Confine the dog to a room out of the way (try a baby gate so he can still see and hear) and once your dog is calm, allow him out to meet your guests. You may want to have him on a leash at first, but if he remains calm and respectful of their space, you can remove the leash. If he barks or tries to jump on people, the privilege should be revoked and he should be returned to the confined space.

Your Dog is Pushy, Trying to Dash Out of the Door Once It’s Opened

Command your dog to perform a simple behavior he already knows, but that is incompatible with dashing out the door. For example, a dog that is doing a sit-stay or down-stay can’t run out the door. Allow him to go out the door once he demonstrates restraint. Be consistent and do this each time you are at the door, so that sitting or lying down calmly becomes his default behavior, rather than pushing past you out the door.
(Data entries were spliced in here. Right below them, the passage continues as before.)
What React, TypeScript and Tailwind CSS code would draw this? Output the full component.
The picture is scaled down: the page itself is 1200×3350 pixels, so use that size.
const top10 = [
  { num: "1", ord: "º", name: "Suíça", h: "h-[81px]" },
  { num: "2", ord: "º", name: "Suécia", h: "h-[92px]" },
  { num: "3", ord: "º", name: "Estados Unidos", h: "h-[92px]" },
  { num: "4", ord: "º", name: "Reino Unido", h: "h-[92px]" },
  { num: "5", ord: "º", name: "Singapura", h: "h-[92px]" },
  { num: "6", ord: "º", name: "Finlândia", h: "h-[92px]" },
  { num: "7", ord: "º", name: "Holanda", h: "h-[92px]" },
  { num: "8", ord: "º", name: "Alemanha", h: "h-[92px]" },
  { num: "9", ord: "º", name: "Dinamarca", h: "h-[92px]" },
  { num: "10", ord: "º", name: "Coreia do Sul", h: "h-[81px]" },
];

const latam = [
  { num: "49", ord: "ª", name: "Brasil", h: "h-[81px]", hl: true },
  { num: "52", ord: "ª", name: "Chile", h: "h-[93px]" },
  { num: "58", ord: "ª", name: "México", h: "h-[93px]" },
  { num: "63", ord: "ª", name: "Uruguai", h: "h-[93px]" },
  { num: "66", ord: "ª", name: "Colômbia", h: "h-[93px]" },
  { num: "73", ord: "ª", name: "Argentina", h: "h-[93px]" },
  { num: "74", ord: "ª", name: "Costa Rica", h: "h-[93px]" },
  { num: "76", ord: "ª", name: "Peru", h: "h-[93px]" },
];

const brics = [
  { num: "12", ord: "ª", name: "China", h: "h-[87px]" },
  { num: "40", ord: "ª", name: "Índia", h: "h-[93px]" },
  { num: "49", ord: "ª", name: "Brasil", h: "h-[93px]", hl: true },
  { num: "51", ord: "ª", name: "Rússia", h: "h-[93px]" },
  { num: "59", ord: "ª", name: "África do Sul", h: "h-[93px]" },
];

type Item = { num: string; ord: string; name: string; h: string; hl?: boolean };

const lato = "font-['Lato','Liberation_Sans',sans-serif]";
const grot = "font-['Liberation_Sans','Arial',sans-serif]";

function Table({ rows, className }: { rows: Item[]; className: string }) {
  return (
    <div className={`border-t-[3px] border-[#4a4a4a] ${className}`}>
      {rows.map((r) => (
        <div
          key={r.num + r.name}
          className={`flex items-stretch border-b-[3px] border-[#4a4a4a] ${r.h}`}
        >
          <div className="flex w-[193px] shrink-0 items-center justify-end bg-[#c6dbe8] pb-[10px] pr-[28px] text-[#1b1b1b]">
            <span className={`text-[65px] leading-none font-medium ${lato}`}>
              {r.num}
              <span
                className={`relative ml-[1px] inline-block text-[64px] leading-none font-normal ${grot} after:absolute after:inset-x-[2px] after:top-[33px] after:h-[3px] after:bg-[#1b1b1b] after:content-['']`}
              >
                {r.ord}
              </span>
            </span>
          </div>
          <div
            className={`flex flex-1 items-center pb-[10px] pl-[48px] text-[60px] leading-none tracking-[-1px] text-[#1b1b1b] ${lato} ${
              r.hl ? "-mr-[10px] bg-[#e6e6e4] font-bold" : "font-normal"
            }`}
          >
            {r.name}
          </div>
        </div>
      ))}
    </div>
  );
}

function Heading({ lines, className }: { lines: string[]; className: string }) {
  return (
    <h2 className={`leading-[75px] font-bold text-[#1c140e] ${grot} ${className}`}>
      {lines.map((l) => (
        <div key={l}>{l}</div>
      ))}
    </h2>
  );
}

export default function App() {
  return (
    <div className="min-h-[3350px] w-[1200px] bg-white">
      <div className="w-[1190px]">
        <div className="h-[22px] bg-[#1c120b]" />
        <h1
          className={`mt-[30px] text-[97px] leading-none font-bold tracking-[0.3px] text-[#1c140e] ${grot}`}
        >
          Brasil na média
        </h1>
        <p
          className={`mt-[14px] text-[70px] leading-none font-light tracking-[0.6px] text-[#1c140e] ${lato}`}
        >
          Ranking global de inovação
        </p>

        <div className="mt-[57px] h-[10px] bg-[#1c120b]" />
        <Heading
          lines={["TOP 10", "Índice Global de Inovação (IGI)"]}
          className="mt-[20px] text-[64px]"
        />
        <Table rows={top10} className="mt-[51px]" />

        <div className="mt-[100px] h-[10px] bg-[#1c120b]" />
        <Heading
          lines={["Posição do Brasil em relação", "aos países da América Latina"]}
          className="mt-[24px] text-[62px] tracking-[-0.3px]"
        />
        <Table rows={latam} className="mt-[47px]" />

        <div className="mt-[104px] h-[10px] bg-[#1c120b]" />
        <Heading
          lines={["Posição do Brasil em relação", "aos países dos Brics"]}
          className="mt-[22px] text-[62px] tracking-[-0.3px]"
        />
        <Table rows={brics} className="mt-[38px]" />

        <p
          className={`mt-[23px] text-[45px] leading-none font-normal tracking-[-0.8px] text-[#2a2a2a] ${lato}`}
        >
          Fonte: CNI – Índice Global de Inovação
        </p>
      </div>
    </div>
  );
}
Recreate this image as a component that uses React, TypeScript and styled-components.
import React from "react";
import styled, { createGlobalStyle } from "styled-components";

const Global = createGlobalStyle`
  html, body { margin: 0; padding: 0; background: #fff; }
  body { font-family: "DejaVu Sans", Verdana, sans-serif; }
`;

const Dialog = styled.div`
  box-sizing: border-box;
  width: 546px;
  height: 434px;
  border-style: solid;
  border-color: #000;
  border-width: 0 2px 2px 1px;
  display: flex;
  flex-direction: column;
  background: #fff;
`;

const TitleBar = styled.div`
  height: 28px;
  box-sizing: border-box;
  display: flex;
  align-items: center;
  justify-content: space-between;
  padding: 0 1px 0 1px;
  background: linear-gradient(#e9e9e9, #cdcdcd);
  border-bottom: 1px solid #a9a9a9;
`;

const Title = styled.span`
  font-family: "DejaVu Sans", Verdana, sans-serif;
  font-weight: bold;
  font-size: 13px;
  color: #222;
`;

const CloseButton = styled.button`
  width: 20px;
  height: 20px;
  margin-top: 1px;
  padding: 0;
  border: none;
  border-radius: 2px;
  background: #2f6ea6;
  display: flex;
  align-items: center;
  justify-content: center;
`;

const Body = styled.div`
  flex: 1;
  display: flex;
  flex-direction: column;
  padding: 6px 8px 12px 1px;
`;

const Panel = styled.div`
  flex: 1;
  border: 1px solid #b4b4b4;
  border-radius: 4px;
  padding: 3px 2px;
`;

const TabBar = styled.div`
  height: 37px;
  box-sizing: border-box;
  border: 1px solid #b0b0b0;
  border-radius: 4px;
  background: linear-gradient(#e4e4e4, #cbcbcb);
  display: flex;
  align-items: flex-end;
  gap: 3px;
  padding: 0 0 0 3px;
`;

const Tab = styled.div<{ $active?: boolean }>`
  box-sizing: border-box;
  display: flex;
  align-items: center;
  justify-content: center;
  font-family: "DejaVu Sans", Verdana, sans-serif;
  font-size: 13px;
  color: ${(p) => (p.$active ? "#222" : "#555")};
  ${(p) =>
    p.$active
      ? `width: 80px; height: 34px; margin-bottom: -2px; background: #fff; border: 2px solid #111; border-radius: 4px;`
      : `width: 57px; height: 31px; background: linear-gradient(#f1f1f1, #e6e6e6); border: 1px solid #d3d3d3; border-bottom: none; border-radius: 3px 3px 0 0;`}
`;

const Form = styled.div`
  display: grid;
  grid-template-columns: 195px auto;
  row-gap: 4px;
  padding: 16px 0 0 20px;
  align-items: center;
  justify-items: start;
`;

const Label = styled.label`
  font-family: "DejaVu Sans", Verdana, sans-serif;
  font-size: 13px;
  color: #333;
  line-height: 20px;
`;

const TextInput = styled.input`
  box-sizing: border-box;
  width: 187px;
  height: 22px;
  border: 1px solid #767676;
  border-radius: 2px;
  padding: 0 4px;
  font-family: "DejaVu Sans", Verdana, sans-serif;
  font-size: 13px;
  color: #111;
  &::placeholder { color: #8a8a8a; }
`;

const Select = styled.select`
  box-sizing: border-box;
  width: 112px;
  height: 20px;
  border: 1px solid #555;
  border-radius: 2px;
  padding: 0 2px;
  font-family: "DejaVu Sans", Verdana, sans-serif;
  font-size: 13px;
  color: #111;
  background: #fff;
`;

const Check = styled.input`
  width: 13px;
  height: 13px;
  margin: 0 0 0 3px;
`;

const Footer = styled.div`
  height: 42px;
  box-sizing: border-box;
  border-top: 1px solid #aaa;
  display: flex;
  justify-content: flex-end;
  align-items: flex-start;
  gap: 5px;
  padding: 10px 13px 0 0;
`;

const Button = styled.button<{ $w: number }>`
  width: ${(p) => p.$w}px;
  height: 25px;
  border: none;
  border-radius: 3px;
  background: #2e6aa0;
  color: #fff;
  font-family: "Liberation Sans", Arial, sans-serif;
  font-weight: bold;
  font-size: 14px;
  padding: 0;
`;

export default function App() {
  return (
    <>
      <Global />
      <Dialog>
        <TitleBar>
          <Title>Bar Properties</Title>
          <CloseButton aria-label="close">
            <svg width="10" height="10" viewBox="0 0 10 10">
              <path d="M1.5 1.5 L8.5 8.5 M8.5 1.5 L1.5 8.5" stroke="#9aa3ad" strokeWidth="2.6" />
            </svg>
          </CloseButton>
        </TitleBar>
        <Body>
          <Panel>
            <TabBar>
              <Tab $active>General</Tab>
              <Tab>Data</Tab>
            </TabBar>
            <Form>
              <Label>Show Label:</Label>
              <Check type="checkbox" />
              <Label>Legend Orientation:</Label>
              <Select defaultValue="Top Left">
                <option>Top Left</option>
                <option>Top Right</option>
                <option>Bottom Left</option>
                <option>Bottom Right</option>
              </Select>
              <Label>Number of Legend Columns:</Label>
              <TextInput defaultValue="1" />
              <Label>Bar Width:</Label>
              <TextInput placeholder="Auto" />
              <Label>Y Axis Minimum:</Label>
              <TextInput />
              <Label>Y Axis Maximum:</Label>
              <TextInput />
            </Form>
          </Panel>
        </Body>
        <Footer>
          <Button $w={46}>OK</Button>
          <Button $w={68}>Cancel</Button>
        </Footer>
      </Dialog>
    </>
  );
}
Your Dog Steals Food - Off Counters, Tables, Plates, or Will Beg

Use the same techniques described above for a dog who is overly excited meeting new people: physically limit your dog’s access to the counters or areas of the house where people are eating food. Allow your dog into areas with food, but only while you have control.

Have your dog perform some basic obedience skills that keep him out of your way and prevent him from jumping up and stealing food. For example, I have a young German Shepherd Dog that immediately goes into a down-stay when I’m eating a snack. If he’s pushy with me, he is removed from the room, but if he stays out of my way in a down-stay, he’ll earn a dog treat.

Note that there are some things in life that should always be freely given to our canine companions: warm and dry shelter, meals and water, and our attention and affection. Use NILIF to modify undesirable behaviors and shape your dog into a well-mannered home companion. When in doubt, seek the guidance of a certified professional or behaviorist.